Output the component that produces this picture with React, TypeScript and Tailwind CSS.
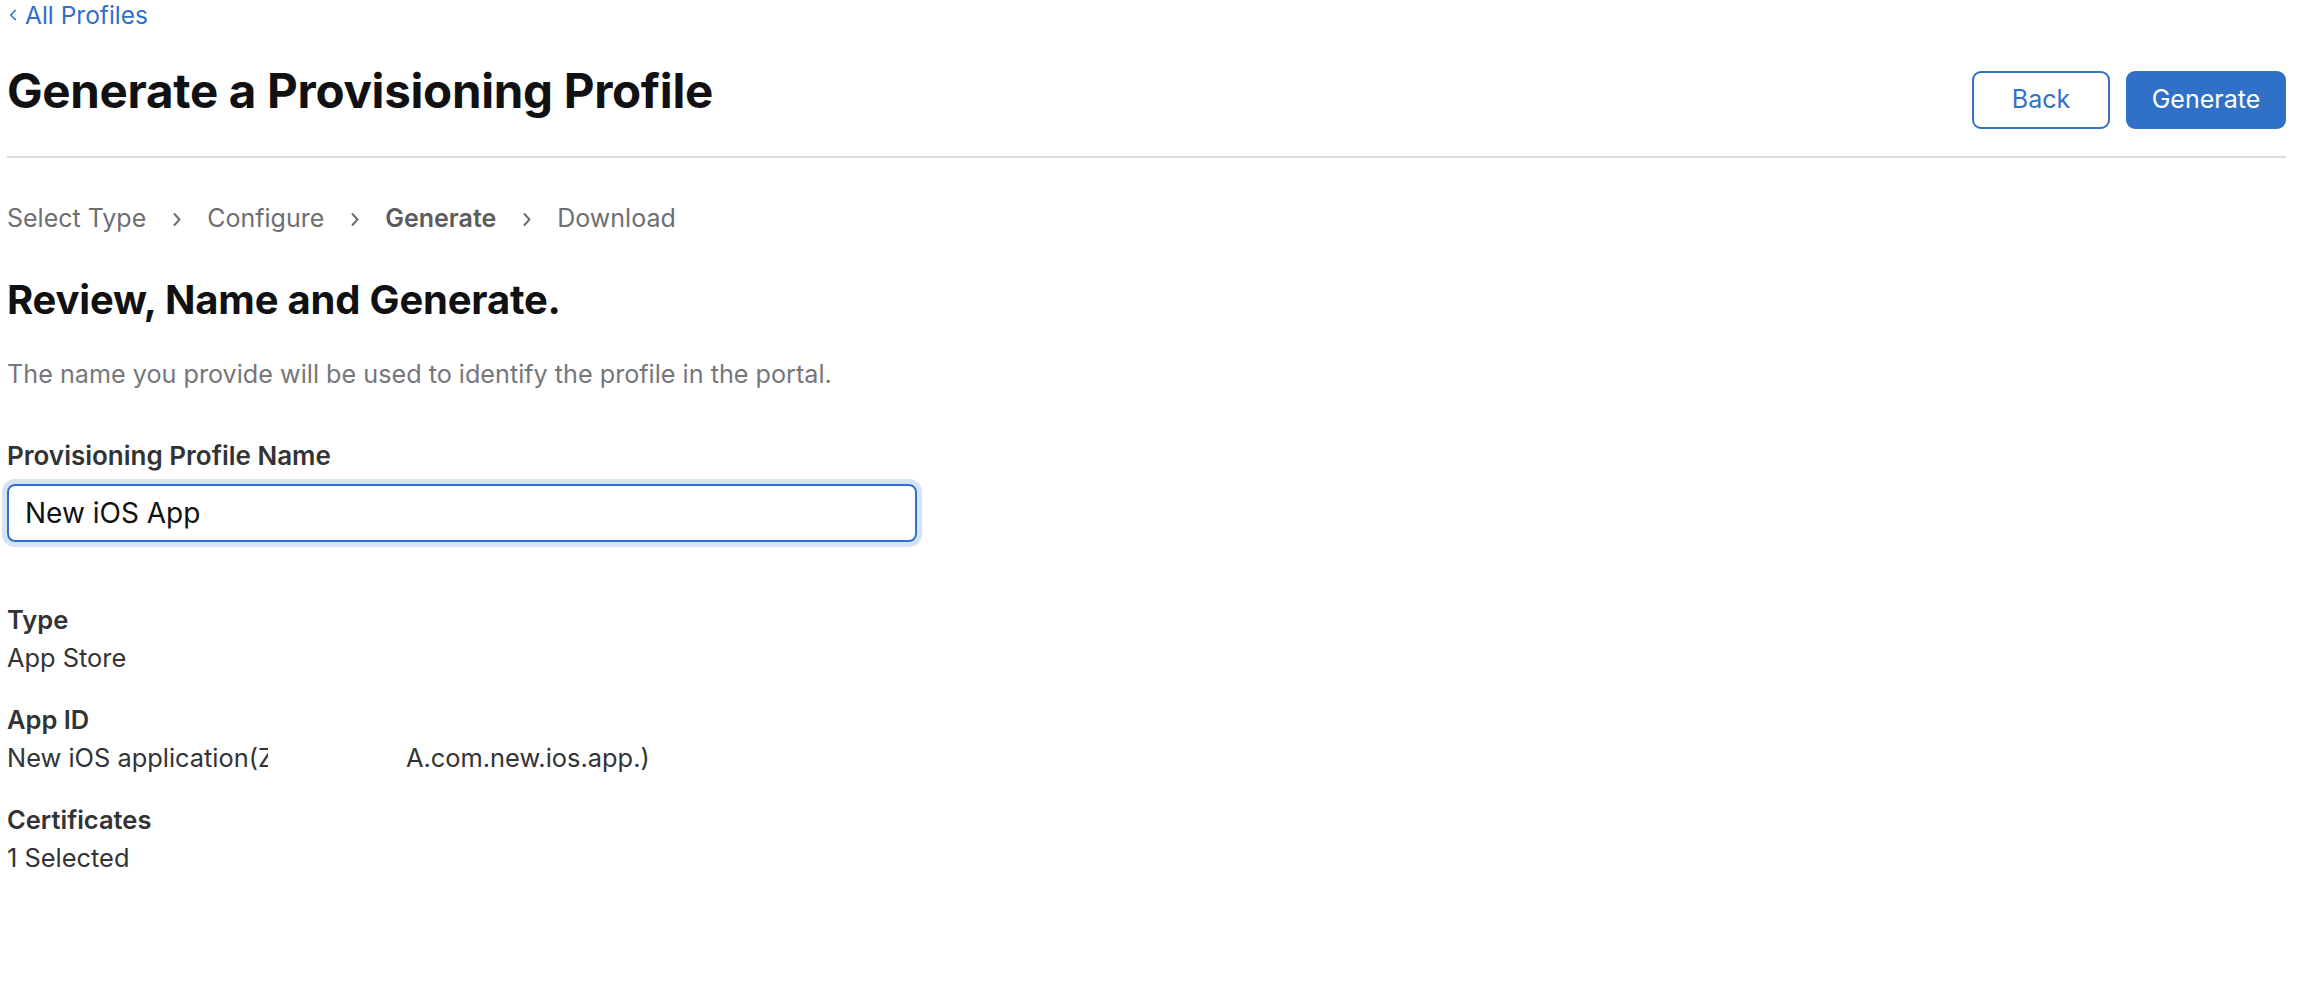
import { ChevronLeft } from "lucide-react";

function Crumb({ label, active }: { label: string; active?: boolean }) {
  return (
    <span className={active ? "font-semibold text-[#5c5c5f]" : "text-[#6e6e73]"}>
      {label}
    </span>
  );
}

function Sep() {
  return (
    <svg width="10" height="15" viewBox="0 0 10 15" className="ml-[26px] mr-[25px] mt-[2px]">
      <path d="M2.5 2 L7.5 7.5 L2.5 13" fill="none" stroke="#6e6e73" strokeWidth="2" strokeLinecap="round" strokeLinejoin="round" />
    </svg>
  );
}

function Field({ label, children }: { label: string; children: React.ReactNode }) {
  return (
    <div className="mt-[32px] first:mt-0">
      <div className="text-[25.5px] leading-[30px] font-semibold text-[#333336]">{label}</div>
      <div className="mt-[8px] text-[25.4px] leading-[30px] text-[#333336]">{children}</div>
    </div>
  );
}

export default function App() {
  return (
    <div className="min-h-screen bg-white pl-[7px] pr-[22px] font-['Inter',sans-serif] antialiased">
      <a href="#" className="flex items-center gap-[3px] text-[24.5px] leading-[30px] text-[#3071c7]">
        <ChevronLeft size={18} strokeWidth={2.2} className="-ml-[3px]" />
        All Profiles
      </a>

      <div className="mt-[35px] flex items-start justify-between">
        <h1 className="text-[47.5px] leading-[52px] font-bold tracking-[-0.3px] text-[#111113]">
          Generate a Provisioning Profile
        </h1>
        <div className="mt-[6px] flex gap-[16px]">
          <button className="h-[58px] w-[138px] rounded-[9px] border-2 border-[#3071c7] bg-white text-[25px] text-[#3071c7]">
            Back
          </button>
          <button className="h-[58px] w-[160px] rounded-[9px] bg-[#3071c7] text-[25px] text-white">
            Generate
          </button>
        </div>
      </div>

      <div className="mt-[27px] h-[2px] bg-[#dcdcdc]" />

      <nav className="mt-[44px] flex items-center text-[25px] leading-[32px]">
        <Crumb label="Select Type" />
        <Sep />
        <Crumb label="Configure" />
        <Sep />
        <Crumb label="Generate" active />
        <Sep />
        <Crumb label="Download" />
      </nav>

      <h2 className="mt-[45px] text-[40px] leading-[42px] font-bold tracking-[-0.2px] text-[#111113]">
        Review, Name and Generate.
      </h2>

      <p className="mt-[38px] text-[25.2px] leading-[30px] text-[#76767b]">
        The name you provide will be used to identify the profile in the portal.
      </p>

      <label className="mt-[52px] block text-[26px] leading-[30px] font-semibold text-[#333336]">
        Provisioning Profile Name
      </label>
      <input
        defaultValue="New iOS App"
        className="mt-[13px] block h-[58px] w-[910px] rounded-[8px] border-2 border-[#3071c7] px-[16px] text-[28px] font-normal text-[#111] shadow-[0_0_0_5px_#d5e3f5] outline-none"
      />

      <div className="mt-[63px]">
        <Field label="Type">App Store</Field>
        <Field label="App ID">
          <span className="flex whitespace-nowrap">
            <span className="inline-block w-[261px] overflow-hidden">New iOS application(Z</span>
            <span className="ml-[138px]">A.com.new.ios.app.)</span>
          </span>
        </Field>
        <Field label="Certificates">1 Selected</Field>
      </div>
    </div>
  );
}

▸ What needs to be done
Skip the pictures, then retype every line above exactly.

▸ Finished answer
Output the component that produces this picture with React, TypeScript and Tailwind CSS.
import { ChevronLeft } from "lucide-react";

function Crumb({ label, active }: { label: string; active?: boolean }) {
  return (
    <span className={active ? "font-semibold text-[#5c5c5f]" : "text-[#6e6e73]"}>
      {label}
    </span>
  );
}

function Sep() {
  return (
    <svg width="10" height="15" viewBox="0 0 10 15" className="ml-[26px] mr-[25px] mt-[2px]">
      <path d="M2.5 2 L7.5 7.5 L2.5 13" fill="none" stroke="#6e6e73" strokeWidth="2" strokeLinecap="round" strokeLinejoin="round" />
    </svg>
  );
}

function Field({ label, children }: { label: string; children: React.ReactNode }) {
  return (
    <div className="mt-[32px] first:mt-0">
      <div className="text-[25.5px] leading-[30px] font-semibold text-[#333336]">{label}</div>
      <div className="mt-[8px] text-[25.4px] leading-[30px] text-[#333336]">{children}</div>
    </div>
  );
}

export default function App() {
  return (
    <div className="min-h-screen bg-white pl-[7px] pr-[22px] font-['Inter',sans-serif] antialiased">
      <a href="#" className="flex items-center gap-[3px] text-[24.5px] leading-[30px] text-[#3071c7]">
        <ChevronLeft size={18} strokeWidth={2.2} className="-ml-[3px]" />
        All Profiles
      </a>

      <div className="mt-[35px] flex items-start justify-between">
        <h1 className="text-[47.5px] leading-[52px] font-bold tracking-[-0.3px] text-[#111113]">
          Generate a Provisioning Profile
        </h1>
        <div className="mt-[6px] flex gap-[16px]">
          <button className="h-[58px] w-[138px] rounded-[9px] border-2 border-[#3071c7] bg-white text-[25px] text-[#3071c7]">
            Back
          </button>
          <button className="h-[58px] w-[160px] rounded-[9px] bg-[#3071c7] text-[25px] text-white">
            Generate
          </button>
        </div>
      </div>

      <div className="mt-[27px] h-[2px] bg-[#dcdcdc]" />

      <nav className="mt-[44px] flex items-center text-[25px] leading-[32px]">
        <Crumb label="Select Type" />
        <Sep />
        <Crumb label="Configure" />
        <Sep />
        <Crumb label="Generate" active />
        <Sep />
        <Crumb label="Download" />
      </nav>

      <h2 className="mt-[45px] text-[40px] leading-[42px] font-bold tracking-[-0.2px] text-[#111113]">
        Review, Name and Generate.
      </h2>

      <p className="mt-[38px] text-[25.2px] leading-[30px] text-[#76767b]">
        The name you provide will be used to identify the profile in the portal.
      </p>

      <label className="mt-[52px] block text-[26px] leading-[30px] font-semibold text-[#333336]">
        Provisioning Profile Name
      </label>
      <input
        defaultValue="New iOS App"
        className="mt-[13px] block h-[58px] w-[910px] rounded-[8px] border-2 border-[#3071c7] px-[16px] text-[28px] font-normal text-[#111] shadow-[0_0_0_5px_#d5e3f5] outline-none"
      />

      <div className="mt-[63px]">
        <Field label="Type">App Store</Field>
        <Field label="App ID">
          <span className="flex whitespace-nowrap">
            <span className="inline-block w-[261px] overflow-hidden">New iOS application(Z</span>
            <span className="ml-[138px]">A.com.new.ios.app.)</span>
          </span>
        </Field>
        <Field label="Certificates">1 Selected</Field>
      </div>
    </div>
  );
}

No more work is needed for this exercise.